The pressure, then, to produce a daily strip must have been enormous. "When I started in 1944, there was no television," Sleen says. "People read the newspaper in a different way than they do now. My mother had to have her paper every day because there was a serial in it, and she was always dying to know what was going to happen next. I made a strip every day with two rows of panels, and always at the end there'd be a cliff-hanger, so people were hanging on for the next day's paper. I worked from day to day. Current events were woven into my scenario."
Sleen didn't even have the whole story worked out before jumping in. "I never knew at the start of a story how it was going to end," he smiles. "I knew where the action would take place, but I never knew how the whole story would turn out. I worked every day on a strip that appeared daily for three months, and when that one was done, I had to come up with another."
In the 1940s, current events came into Flemish strips in a way they don't now. "The news of the day comes into all of my strips," Sleen confirms. "People have said you can follow events in Belgium through my strips
- strikes, the royal question, political events. But the stories themselves are all fantasy, plucked from my imagination."
That's a culture that's gone, vanished even before the arrival of the instant-information age. "Times are completely changed," notes Sleen. "Artists now write well-structured stories and work on them for a year, but it has nothing to do with the news. I was making four in a year. That's the reason there are 217 of them."
The album Het spook uit de Zandstraat (The Ghost of Sand Street) was chosen for translation for its symbolic value. When Sleen started drawing, he was working in an office in that very street in Brussels, directly opposite a textile wholesaler, whose imposing building, designed by Victor Horta, is now the home of the Belgian Comic Strip Center. The office where he worked has since vanished, but just up the street, in the former home of the Presse Socialiste newspaper, is the Marc Sleen museum. It was opened in 2009 in the presence of the king (who claimed to have learned Dutch by reading Nero albums) and is so far the only museum devoted to a living strip artist in Belgium. Sleen was knighted in 1997.
"The story has come full circle," says Catharina Kochuyt, who is Marc Sleen's partner and who translated the strip into English. Sleen insists he wrote in Flemish rather than standard Dutch. The translation was "very difficult," she admits. "I read that album a thousand times over, to absorb the atmosphere, the words, to understand the comments.

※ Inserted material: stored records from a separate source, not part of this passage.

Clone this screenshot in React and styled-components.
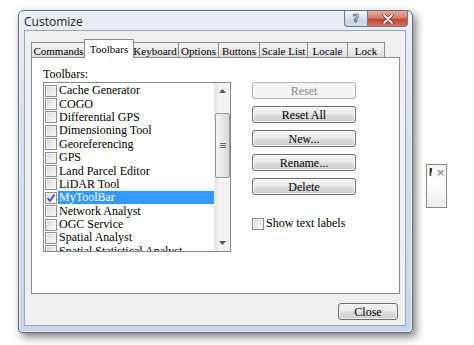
import React from "react";
import styled, { createGlobalStyle } from "styled-components";

const tabs = [
  { label: "Commands", width: 55 },
  { label: "Toolbars", width: 46, active: true },
  { label: "Keyboard", width: 47 },
  { label: "Options", width: 40 },
  { label: "Buttons", width: 41 },
  { label: "Scale List", width: 48 },
  { label: "Locale", width: 40 },
  { label: "Lock", width: 37 },
];

const toolbars = [
  { label: "Cache Generator" },
  { label: "COGO" },
  { label: "Differential GPS" },
  { label: "Dimensioning Tool" },
  { label: "Georeferencing" },
  { label: "GPS" },
  { label: "Land Parcel Editor" },
  { label: "LiDAR Tool" },
  { label: "MyToolBar", checked: true, selected: true },
  { label: "Network Analyst" },
  { label: "OGC Service" },
  { label: "Spatial Analyst" },
  { label: "Spatial Statistical Analyst" },
];

const actions = [
  { label: "Reset", disabled: true },
  { label: "Reset All" },
  { label: "New..." },
  { label: "Rename..." },
  { label: "Delete" },
];

const GlobalStyle = createGlobalStyle`
  html, body {
    margin: 0;
    background: #ffffff;
  }
  body {
    font-family: "Liberation Serif", "DejaVu Serif", serif;
    font-size: 12px;
    color: #000;
  }
`;

const Check = ({ checked }) => (
  <CheckBox>
    {checked && (
      <svg width="10" height="10" viewBox="0 0 10 10">
        <path d="M1.5 5 L4 8 L8.5 1.5" fill="none" stroke="#2a4fa8" strokeWidth="1.6" />
      </svg>
    )}
  </CheckBox>
);

const App = () => {
  return (
    <Desktop>
      <GlobalStyle />
      <Window>
        <TitleBar>
          <Title>Customize</Title>
          <Captions>
            <HelpButton>?</HelpButton>
            <CloseCaption>
              <svg width="12" height="10" viewBox="0 0 12 10">
                <path
                  d="M2 1 L10 9 M10 1 L2 9"
                  stroke="#5a2a22"
                  strokeWidth="3.4"
                  strokeLinecap="round"
                />
                <path d="M2 1 L10 9 M10 1 L2 9" stroke="#ffffff" strokeWidth="1.8" strokeLinecap="round" />
              </svg>
            </CloseCaption>
          </Captions>
        </TitleBar>

        <Client>
          <TabRow>
            {tabs.map((tab) => (
              <Tab key={tab.label} $active={tab.active} $width={tab.width}>
                {tab.label}
              </Tab>
            ))}
          </TabRow>

          <Panel>
            <ListLabel>Toolbars:</ListLabel>
            <ListBox>
              <Items>
                {toolbars.map((item) => (
                  <Item key={item.label}>
                    <Check checked={item.checked} />
                    <ItemText $selected={item.selected}>{item.label}</ItemText>
                  </Item>
                ))}
              </Items>
              <ScrollBar>
                <Arrow>
                  <svg width="7" height="4" viewBox="0 0 7 4">
                    <path d="M0 4 L3.5 0 L7 4 Z" fill="#555" />
                  </svg>
                </Arrow>
                <Thumb>
                  <Grip />
                </Thumb>
                <Track />
                <Arrow>
                  <svg width="7" height="4" viewBox="0 0 7 4">
                    <path d="M0 0 L3.5 4 L7 0 Z" fill="#555" />
                  </svg>
                </Arrow>
              </ScrollBar>
            </ListBox>

            <Actions>
              {actions.map((action) => (
                <Button key={action.label} disabled={action.disabled}>
                  {action.label}
                </Button>
              ))}
              <OptionRow>
                <Check />
                <span>Show text labels</span>
              </OptionRow>
            </Actions>
          </Panel>

          <Footer>
            <Button $width={60}>Close</Button>
          </Footer>
        </Client>
      </Window>

      <FloatingBar>
        <FloatingHead>
          <FloatingName>M</FloatingName>
          <FloatingClose>×</FloatingClose>
        </FloatingHead>
      </FloatingBar>
    </Desktop>
  );
};

export default App;

const Desktop = styled.div`
  display: flex;
  align-items: flex-start;
  padding: 10px 0 0 18px;
  width: 474px;
  height: 345px;
  box-sizing: border-box;
  overflow: hidden;
`;

const Window = styled.div`
  width: 395px;
  height: 323px;
  box-sizing: border-box;
  display: flex;
  flex-direction: column;
  border: 1px solid #5f6b78;
  border-radius: 6px 6px 4px 4px;
  background: linear-gradient(180deg, #e9eff7 0%, #d4e0ee 40%, #c6d7ea 100%);
  box-shadow: 3px 4px 9px rgba(0, 0, 0, 0.5), inset 0 0 0 1px rgba(255, 255, 255, 0.7);
`;

const TitleBar = styled.div`
  height: 19px;
  display: flex;
  align-items: flex-start;
`;

const Title = styled.div`
  padding: 3px 0 0 5px;
  font-family: "Open Sans", "Noto Sans", sans-serif;
  font-size: 12px;
  line-height: 16px;
  color: #222;
`;

const Captions = styled.div`
  margin-left: auto;
  margin-right: 4px;
  display: flex;
`;

const CaptionButton = styled.div`
  height: 16px;
  box-sizing: border-box;
  display: flex;
  align-items: center;
  justify-content: center;
  border: 1px solid #6d7a88;
  border-top: none;
`;

const HelpButton = styled(CaptionButton)`
  width: 23px;
  border-right: none;
  border-radius: 0 0 0 4px;
  background: linear-gradient(180deg, #eef3f9 0%, #dbe4ef 50%, #c8d4e3 51%, #d3deeb 100%);
  font-family: "DejaVu Sans", sans-serif;
  font-weight: bold;
  font-size: 11px;
  color: #e8eef5;
  -webkit-text-stroke: 0.8px #5b6673;
`;

const CloseCaption = styled(CaptionButton)`
  width: 41px;
  border-radius: 0 0 4px 0;
  background: linear-gradient(180deg, #e9a99b 0%, #d9806d 45%, #c3442e 55%, #d5705a 100%);
`;

const Client = styled.div`
  flex: 1;
  margin: 0 6px 6px 5px;
  padding: 8px 5px 0 6px;
  background: #f0f0f0;
  border: 1px solid #9aa6b3;
  display: flex;
  flex-direction: column;
`;

const TabRow = styled.div`
  display: flex;
  align-items: flex-end;
  height: 18px;
`;

const Tab = styled.div`
  position: relative;
  width: ${(p) => (p.$active ? p.$width + 4 : p.$width)}px;
  height: ${(p) => (p.$active ? 19 : 15)}px;
  margin: 0 ${(p) => (p.$active ? -2 : 0)}px ${(p) => (p.$active ? -1 : 0)}px;
  z-index: ${(p) => (p.$active ? 1 : 0)};
  box-sizing: border-box;
  display: flex;
  align-items: center;
  justify-content: center;
  padding-top: ${(p) => (p.$active ? 0 : 1)}px;
  border: 1px solid #898c95;
  border-bottom: none;
  border-left-width: ${(p) => (p.$active ? 1 : 0)}px;
  background: ${(p) =>
    p.$active ? "#ffffff" : "linear-gradient(180deg, #f5f5f5 0%, #ebebeb 50%, #dddddd 100%)"};
  font-size: 11px;
  white-space: nowrap;

  &:first-child {
    border-left-width: 1px;
  }
`;

const Panel = styled.div`
  width: 369px;
  height: 237px;
  box-sizing: border-box;
  border: 1px solid #898c95;
  background: #ffffff;
  padding: 9px 0 0 11px;
  display: grid;
  grid-template-columns: 188px 104px;
  grid-template-rows: 15px 170px;
  column-gap: 21px;
  row-gap: 0;
`;

const ListLabel = styled.div`
  grid-column: 1 / 2;
  line-height: 14px;
`;

const ListBox = styled.div`
  grid-row: 2;
  grid-column: 1;
  box-sizing: border-box;
  border: 1px solid #828790;
  display: flex;
  overflow: hidden;
`;

const Items = styled.div`
  flex: 1;
  padding-top: 1px;
  overflow: hidden;
`;

const Item = styled.div`
  height: 13.4px;
  display: flex;
  align-items: center;
  padding-left: 1px;
  gap: 1px;
  white-space: nowrap;
`;

const ItemText = styled.span`
  flex: 1;
  line-height: 13px;
  padding-left: 1px;
  background: ${(p) => (p.$selected ? "#3399ff" : "transparent")};
  color: ${(p) => (p.$selected ? "#ffffff" : "#000000")};
`;

const CheckBox = styled.span`
  width: 12px;
  height: 12px;
  flex: none;
  box-sizing: border-box;
  border: 1px solid #8e8f8f;
  background: linear-gradient(135deg, #d6d6d6 0%, #eeeeee 60%, #fbfbfb 100%);
  box-shadow: inset 0 0 0 1px #f4f4f4;
  display: flex;
  align-items: center;
  justify-content: center;
`;

const ScrollBar = styled.div`
  width: 15px;
  flex: none;
  display: flex;
  flex-direction: column;
  background: linear-gradient(90deg, #e3e3e3 0%, #f2f2f2 30%, #f2f2f2 100%);
  border-left: 1px solid #ececec;
`;

const Arrow = styled.div`
  height: 16px;
  display: flex;
  align-items: center;
  justify-content: center;
`;

const Thumb = styled.div`
  height: 65px;
  margin-top: 14px;
  box-sizing: border-box;
  border: 1px solid #979797;
  border-radius: 2px;
  background: linear-gradient(90deg, #f3f3f3 0%, #e8e8e8 50%, #d6d6d6 100%);
  display: flex;
  align-items: center;
  justify-content: center;
`;

const Grip = styled.div`
  width: 6px;
  height: 5px;
  background: repeating-linear-gradient(180deg, #6b6b6b 0 1px, transparent 1px 2px);
`;

const Track = styled.div`
  flex: 1;
`;

const Actions = styled.div`
  grid-row: 2;
  grid-column: 2;
  display: flex;
  flex-direction: column;
  gap: 7px;
`;

const Button = styled.button`
  width: ${(p) => p.$width || 104}px;
  height: 17px;
  padding: 0;
  box-sizing: border-box;
  font-family: "Liberation Serif", "DejaVu Serif", serif;
  font-size: 12px;
  line-height: 14px;
  color: #000;
  border: 1px solid #707070;
  border-radius: 3px;
  background: linear-gradient(180deg, #f4f4f4 0%, #ebebeb 48%, #dddddd 52%, #cfcfcf 100%);
  box-shadow: inset 0 0 0 1px rgba(255, 255, 255, 0.7);

  &:disabled {
    color: #8c8c8c;
    border-color: #adb2b5;
    background: #f4f4f4;
    box-shadow: none;
  }
`;

const OptionRow = styled.div`
  margin-top: 14px;
  display: flex;
  align-items: center;
  gap: 2px;
  white-space: nowrap;
`;

const Footer = styled.div`
  display: flex;
  justify-content: flex-end;
  padding: 9px 2px 0 0;
`;

const FloatingBar = styled.div`
  margin: 154px 0 0 13px;
  width: 21px;
  height: 44px;
  box-sizing: border-box;
  border: 1px solid #8a8a8a;
  background: linear-gradient(180deg, #f7f7f7 0%, #ffffff 40%, #eeeeee 100%);
`;

const FloatingHead = styled.div`
  height: 14px;
  display: flex;
  align-items: center;
  padding-left: 2px;
  overflow: hidden;
`;

const FloatingName = styled.span`
  width: 3px;
  overflow: hidden;
  font-family: "Liberation Sans", sans-serif;
  font-weight: bold;
  font-size: 10px;
  color: #222;
`;

const FloatingClose = styled.span`
  margin-left: 4px;
  font-family: "DejaVu Sans", sans-serif;
  font-size: 11px;
  color: #777;
  line-height: 11px;
`;
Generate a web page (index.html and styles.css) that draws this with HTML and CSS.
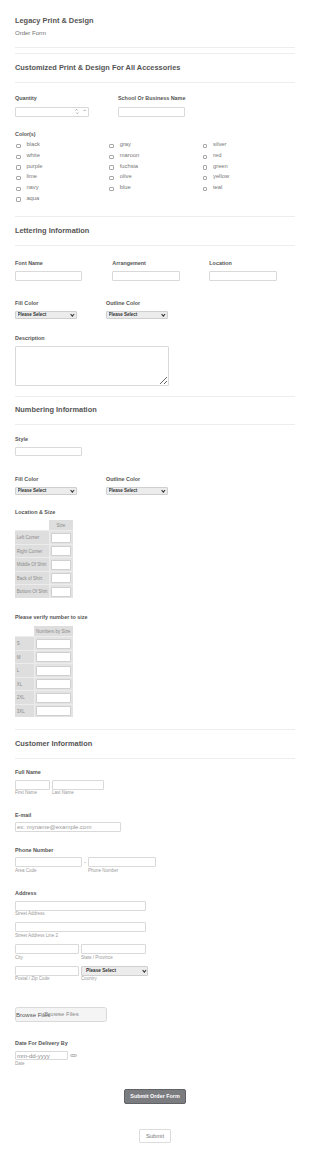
FILE: index.html
```html
<!DOCTYPE html>
<html lang="en">
<head>
<meta charset="utf-8">
<title>Legacy Print &amp; Design - Order Form</title>
<link rel="stylesheet" href="styles.css">
</head>
<body>
<form class="form">
  <header class="form-header">
    <h1 class="title">Legacy Print &amp; Design</h1>
    <p class="subtitle">Order Form</p>
  </header>

  <div class="section-head sh-1"><h2 class="section-title">Customized Print &amp; Design For All Accessories</h2></div>

  <div class="row-qty">
    <div class="field">
      <label class="label">Quantity</label>
      <div class="num-input ctrl">
        <input class="num-field" type="text">
        <svg class="spin" viewBox="0 0 12 8" width="12" height="8" aria-hidden="true">
          <polyline points="0.6,2.4 1.6,1.3 2.6,2.4" fill="none" stroke="#777" stroke-width="0.6"/>
          <polyline points="1.3,4.6 2.3,5.7 3.3,4.6" fill="none" stroke="#777" stroke-width="0.6"/>
          <polyline points="8.6,3 9.6,1.9 10.6,3" fill="none" stroke="#777" stroke-width="0.6"/>
        </svg>
      </div>
    </div>
    <div class="field">
      <label class="label">School Or Business Name</label>
      <input class="input ctrl w-67" type="text">
    </div>
  </div>

  <div class="field field-colors">
    <label class="label">Color(s)</label>
    <div class="checks">
      <label class="check"><input type="checkbox"><span>black</span></label>
      <label class="check"><input type="checkbox"><span>gray</span></label>
      <label class="check"><input type="checkbox"><span>silver</span></label>
      <label class="check"><input type="checkbox"><span>white</span></label>
      <label class="check"><input type="checkbox"><span>maroon</span></label>
      <label class="check"><input type="checkbox"><span>red</span></label>
      <label class="check"><input type="checkbox"><span>purple</span></label>
      <label class="check"><input type="checkbox"><span>fuchsia</span></label>
      <label class="check"><input type="checkbox"><span>green</span></label>
      <label class="check"><input type="checkbox"><span>lime</span></label>
      <label class="check"><input type="checkbox"><span>olive</span></label>
      <label class="check"><input type="checkbox"><span>yellow</span></label>
      <label class="check"><input type="checkbox"><span>navy</span></label>
      <label class="check"><input type="checkbox"><span>blue</span></label>
      <label class="check"><input type="checkbox"><span>teal</span></label>
      <label class="check"><input type="checkbox"><span>aqua</span></label>
    </div>
  </div>

  <div class="section-head sh-2"><h2 class="section-title">Lettering Information</h2></div>

  <div class="row-3">
    <div class="field">
      <label class="label">Font Name</label>
      <input class="input ctrl w-67" type="text">
    </div>
    <div class="field">
      <label class="label">Arrangement</label>
      <input class="input ctrl w-68" type="text">
    </div>
    <div class="field">
      <label class="label">Location</label>
      <input class="input ctrl w-68" type="text">
    </div>
  </div>

  <div class="row-2 row-fill-1">
    <div class="field">
      <label class="label">Fill Color</label>
      <div class="select ctrl"><select><option>Please Select</option></select></div>
    </div>
    <div class="field">
      <label class="label">Outline Color</label>
      <div class="select ctrl"><select><option>Please Select</option></select></div>
    </div>
  </div>

  <div class="field field-desc">
    <label class="label">Description</label>
    <textarea class="textarea"></textarea>
  </div>

  <div class="section-head sh-3"><h2 class="section-title">Numbering Information</h2></div>

  <div class="field field-style">
    <label class="label">Style</label>
    <input class="input ctrl w-67" type="text">
  </div>

  <div class="row-2 row-fill-2">
    <div class="field">
      <label class="label">Fill Color</label>
      <div class="select ctrl"><select><option>Please Select</option></select></div>
    </div>
    <div class="field">
      <label class="label">Outline Color</label>
      <div class="select ctrl"><select><option>Please Select</option></select></div>
    </div>
  </div>

  <div class="field field-loc">
    <label class="label">Location &amp; Size</label>
    <div class="matrix matrix-loc">
      <div class="mx-corner"></div><div class="mx-head">Size</div>
      <div class="mx-label">Left Corner</div><div class="mx-cell"><input type="text"></div>
      <div class="mx-label">Right Corner</div><div class="mx-cell"><input type="text"></div>
      <div class="mx-label">Middle Of Shirt</div><div class="mx-cell"><input type="text"></div>
      <div class="mx-label">Back of Shirt</div><div class="mx-cell"><input type="text"></div>
      <div class="mx-label">Bottom Of Shirt</div><div class="mx-cell"><input type="text"></div>
    </div>
  </div>

  <div class="field field-verify">
    <label class="label">Please verify number to size</label>
    <div class="matrix matrix-size">
      <div class="mx-corner"></div><div class="mx-head">Numbers by Size</div>
      <div class="mx-label">S</div><div class="mx-cell"><input type="text"></div>
      <div class="mx-label">M</div><div class="mx-cell"><input type="text"></div>
      <div class="mx-label">L</div><div class="mx-cell"><input type="text"></div>
      <div class="mx-label">XL</div><div class="mx-cell"><input type="text"></div>
      <div class="mx-label">2XL</div><div class="mx-cell"><input type="text"></div>
      <div class="mx-label">3XL</div><div class="mx-cell"><input type="text"></div>
    </div>
  </div>

  <div class="section-head sh-4"><h2 class="section-title">Customer Information</h2></div>

  <div class="field field-name">
    <label class="label">Full Name</label>
    <div class="combo">
      <div class="part"><input class="input w-35" type="text"><span class="sublabel">First Name</span></div>
      <div class="part"><input class="input w-52" type="text"><span class="sublabel">Last Name</span></div>
    </div>
  </div>

  <div class="field field-email">
    <label class="label">E-mail</label>
    <input class="input ctrl w-106" type="email" placeholder="ex: myname@example.com">
  </div>

  <div class="field field-phone">
    <label class="label">Phone Number</label>
    <div class="combo combo-phone">
      <div class="part"><input class="input w-67" type="text"><span class="sublabel">Area Code</span></div>
      <span class="dash">-</span>
      <div class="part"><input class="input w-68" type="text"><span class="sublabel">Phone Number</span></div>
    </div>
  </div>

  <div class="field field-address">
    <label class="label">Address</label>
    <div class="addr-line addr-1">
      <input class="input w-131" type="text"><span class="sublabel">Street Address</span>
    </div>
    <div class="addr-line addr-2">
      <input class="input w-131" type="text"><span class="sublabel">Street Address Line 2</span>
    </div>
    <div class="combo addr-city">
      <div class="part"><input class="input w-64 h-95" type="text"><span class="sublabel">City</span></div>
      <div class="part"><input class="input w-65 h-95" type="text"><span class="sublabel">State / Province</span></div>
    </div>
    <div class="combo addr-zip">
      <div class="part"><input class="input w-64" type="text"><span class="sublabel">Postal / Zip Code</span></div>
      <div class="part">
        <div class="select select-country"><select><option>Please Select</option></select></div>
        <span class="sublabel">Country</span>
      </div>
    </div>
  </div>

  <label class="upload"><span class="upload-text">Browse Files</span><span class="upload-text upload-ghost">Browse Files</span></label>

  <div class="field field-date">
    <label class="label">Date For Delivery By</label>
    <div class="date-row">
      <input class="input w-53 h-95 date-input" type="text" placeholder="mm-dd-yyyy">
      <span class="date-icon" aria-hidden="true"></span>
    </div>
    <span class="sublabel date-sub">Date</span>
  </div>

  <div class="actions">
    <button type="button" class="btn-primary">Submit Order Form</button>
  </div>
  <div class="actions actions-2">
    <button type="button" class="btn-secondary">Submit</button>
  </div>
</form>
</body>
</html>
```

FILE: styles.css
```css
* { box-sizing: border-box; margin: 0; padding: 0; }
html, body { background: #fff; }
body { font-family: "Liberation Sans", Arial, Helvetica, sans-serif; color: #555; }

.form { width: 310px; padding: 15.6px 15px 20px; }

/* header */
.title { font-size: 7.4px; line-height: 9px; font-weight: 700; color: #555; }
.subtitle { margin-top: 4px; font-size: 6px; line-height: 8px; font-weight: 400; color: #6e6e6e; }
.form-header { padding-bottom: 10.5px; border-bottom: 1px solid #ededed; }

/* section heads */
.section-head { padding: 8.6px 0 10px; border-top: 1px solid #ededed; border-bottom: 1px solid #ededed; }
.section-title { font-size: 7.4px; line-height: 9px; font-weight: 700; color: #555; }
.sh-1 { margin-top: 5px; }
.sh-2 { margin-top: 12.8px; }
.sh-3 { margin-top: 10px; }
.sh-4 { margin-top: 12px; }

/* labels */
.label { display: block; font-size: 5.4px; line-height: 7px; font-weight: 700; color: #555; }
.sublabel { display: block; font-size: 4.5px; line-height: 6px; color: #9a9a9a; white-space: nowrap; }

/* inputs */
.input {
  display: block; height: 10px; border: 1px solid #d9d9d9; border-radius: 1px; background: #fff;
  font: 6px/8px "Liberation Sans", Arial, sans-serif; color: #555; padding: 0 1px; outline: none;
}
.input::placeholder { color: #9a9a9a; }
.w-35 { width: 35px; }
.w-52 { width: 52px; }
.w-53 { width: 53px; }
.w-64 { width: 64px; }
.w-65 { width: 65px; }
.w-67 { width: 67px; }
.w-68 { width: 68px; }
.w-106 { width: 106px; }
.w-131 { width: 131px; }
.h-95 { height: 9.5px; }

/* quantity row */
.row-qty { display: grid; grid-template-columns: 103px auto; margin-top: 12.6px; }
.row-qty .ctrl { margin-top: 4.7px; }
.num-input {
  display: flex; align-items: center; width: 74px; height: 10px;
  border: 1px solid #d9d9d9; border-radius: 1px; background: #fff; padding-right: 1.5px;
}
.num-field { flex: 1; min-width: 0; height: 100%; border: 0; outline: none; background: transparent; }
.spin { display: block; flex: none; width: 12px; height: 8px; }

/* colors */
.field-colors { margin-top: 14.3px; }
.checks { display: grid; grid-template-columns: repeat(3, 93.3px); grid-auto-rows: 10.67px; margin-top: 1.1px; }
.check { display: flex; align-items: flex-start; font-size: 5.8px; line-height: 10.67px; color: #777; white-space: nowrap; }
.check input {
  -webkit-appearance: none; appearance: none; flex: none;
  width: 4.6px; height: 4.4px; margin: 4.6px 5.8px 0 1px;
  border: 0.8px solid #a8a8a8; border-radius: 1px; background: #fff;
}

/* lettering */
.row-3 { display: grid; grid-template-columns: 97.3px 97px auto; margin-top: 14.8px; }
.row-3 .ctrl { margin-top: 3.9px; height: 9.5px; }
.row-2 { display: grid; grid-template-columns: 91px auto; }
.row-fill-1 { margin-top: 19.3px; }
.row-fill-1 .ctrl { margin-top: 4px; }
.row-fill-2 { margin-top: 20.6px; }
.row-fill-2 .ctrl { margin-top: 3.4px; }

/* selects */
.select { position: relative; width: 62px; height: 8px; }
.select select {
  -webkit-appearance: none; appearance: none; display: block; width: 100%; height: 100%;
  border: 1px solid #cfcfcf; border-radius: 1px; background: #ececec;
  font: 700 4.5px/6px "Liberation Sans", Arial, sans-serif; color: #333; padding: 0 0 0 1.5px; outline: none;
}
.select::after {
  content: ""; position: absolute; right: 3.2px; top: 2.1px; width: 1.7px; height: 1.7px;
  border-right: 0.8px solid #333; border-bottom: 0.8px solid #333; transform: rotate(45deg); pointer-events: none;
}
.select-country { width: 67px; height: 9.7px; }
.select-country select { font-size: 4.7px; padding-left: 4px; }
.select-country::after { right: 2.6px; top: 2.7px; }

/* description */
.field-desc { margin-top: 15.7px; }
.textarea {
  display: block; margin-top: 3.7px; width: 154px; height: 40px;
  border: 1px solid #d9d9d9; border-radius: 1px; background: #fff; outline: none;
  font: 6px/8px "Liberation Sans", Arial, sans-serif;
}

/* numbering */
.field-style { margin-top: 11px; }
.field-style .ctrl { margin-top: 3.4px; height: 9px; }

.field-loc { margin-top: 14.9px; }
.field-loc .matrix { margin-top: 3.4px; }
.field-verify { margin-top: 16.4px; }
.field-verify .matrix { margin-top: 4.4px; }

.matrix { display: grid; grid-template-rows: 10.7px; grid-auto-rows: 13.5px; width: max-content; }
.matrix-loc { grid-template-columns: 34.3px 23.4px; }
.matrix-size { grid-template-columns: 18.7px 39px; }
.mx-head {
  background: #dedede; font-size: 4.5px; color: #8a8a8a; white-space: nowrap;
  display: flex; align-items: center; justify-content: center;
}
.mx-label {
  background: #dedede; border-top: 1px solid #ececec; font-size: 4.5px; color: #8a8a8a; white-space: nowrap;
  display: flex; align-items: center; padding-left: 1.7px;
}
.mx-cell {
  background: #e3e3e3; border-top: 1px solid #ececec; border-left: 1px solid #ececec;
  display: flex; align-items: center; justify-content: center;
}
.mx-cell input { display: block; height: 10px; border: 1px solid #d0d0d0; border-radius: 1px; background: #fff; outline: none; }
.matrix-loc .mx-cell input { width: 20px; }
.matrix-size .mx-cell input { width: 35px; }

/* customer */
.combo { display: flex; gap: 2px; }
.field-name { margin-top: 9.7px; }
.field-name .combo { margin-top: 4px; }

.field-email { margin-top: 16.6px; }
.field-email .ctrl { margin-top: 3px; }

.field-phone { margin-top: 14.7px; }
.combo-phone { gap: 0; margin-top: 3.3px; }
.combo-phone .sublabel { margin-top: 0.7px; }
.dash { width: 6px; font-size: 6px; line-height: 10px; text-align: center; color: #777; }

.field-address { margin-top: 16px; }
.addr-1 { margin-top: 3.7px; }
.addr-1 .sublabel { margin-top: 0.3px; }
.addr-2 { margin-top: 5.3px; }
.addr-2 .sublabel { margin-top: 0.4px; }
.addr-city { margin-top: 5.6px; }
.addr-city .sublabel { margin-top: 0.9px; }
.addr-zip { margin-top: 5.3px; }

/* upload */
.upload {
  display: flex; align-items: flex-start; margin-top: 25px; width: 92px; height: 15px;
  border: 1px solid #d9d9d9; border-radius: 2.5px; background: #f4f4f4; overflow: hidden;
}
.upload-text { font-size: 6px; line-height: 8px; color: #555; white-space: nowrap; margin-top: 3.5px; }
.upload-ghost { position: relative; margin-left: -6px; margin-top: 1.9px; color: #888; }

/* date */
.field-date { margin-top: 18.3px; }
.date-row { display: flex; align-items: center; margin-top: 3.7px; }
.date-input { font-size: 6px; }
.date-input::placeholder { color: #888; }
.date-icon { width: 6.8px; height: 2.6px; margin-left: 2px; border: 0.7px solid #bdbdbd; border-radius: 1.5px; background: #e2e2e2; }
.date-sub { margin-top: 0.9px; }

/* actions */
.actions { display: flex; justify-content: center; margin-top: 21.2px; }
.actions-2 { margin-top: 25px; }
.btn-primary {
  width: 62.7px; height: 15px; border: 1px solid #626366; border-radius: 2px; background: #7b7c7f;
  font: 700 5.4px/13px "Liberation Sans", Arial, sans-serif; color: #fff; text-align: center; white-space: nowrap;
}
.btn-secondary {
  width: 31.4px; height: 14.4px; border: 1px solid #dcdcdc; border-radius: 1px; background: #fff;
  font: 400 5.8px/12px "Liberation Sans", Arial, sans-serif; color: #777; text-align: center;
}
```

What you try to do is get as close as possible to the original. So for instance I made the White Sock Gang speak not dialect exactly, but instead of "hanging" they'd say " 'anging" and that sort of thing, to give the idea."
The Ghost of Sand Street is published later this month by Standaard Uitgeverij. It will be available in Standaard bookshops, FNAC and the Comic Strip Center in Brussels
Pictured: Marc Sleen with a statue of Nero outside the Marc Sleen Museum in Brussels
The only museum dedicated to a living Belgian strip artist
The Marc Sleen Museum in the Zandstraat, which opened in 2009, came about when Brussels Region decided to buy the artist's archive of more than 15,000 items. The museum is run by a trust that includes representatives of De Standaard, the Belgian Comic Strip Center, publishers Standaard Uitgeverij and Sleen.
It's a tiny space, comprising the ground floor and a mezzanine that hosts temporary exhibitions. On the ground floor, visitors are led through the essentials of the Nero canon, from its beginnings - Nero was not even the central character of the first strip he appeared in, but was soon promoted thanks to the interest of readers.
"Nero was never meant to be a hero, but he became a hero," Sleen explains. "He is a perfectly ordinary man, not the sort of hero like Kuifje [Tintin] or Jommeke."
In fact, Nero is middle-aged, tubby and balding, full of enthusiasm but not very bright. He has a son, Adhemar, who's a five-year- old genius. "That was didactic for the children: he's a sort of living encyclopaedia - small but unbelievably clever, a university professor.
Nero is in fact two personalities, the father and the son, who complement each other." The permanent exhibition, in Dutch, French and English, presents the regular cast of characters who accompany Nero on his journeys, including Madame Pheip, whose pipe-smoke can confound a man's brains, and Detective Van Zwam, who was the original hero of the first strip and discovered Nero in a psychiatric institution, where he believed he was the Roman emperor. (As a tribute to his origins, Nero ever after wore two tiny laurel leaves behind his ears.)
On the mezzanine level, there's currently an exhibition of Sleen's uncannily accurate political caricatures, which runs until 3 April. In one, Nero threatens to beat some pacifism into Stalin; in another he's bewildered as house guest Jean-Luc Dehaene (former Belgian prime minister and a gift to any caricaturist) watches himself on TV.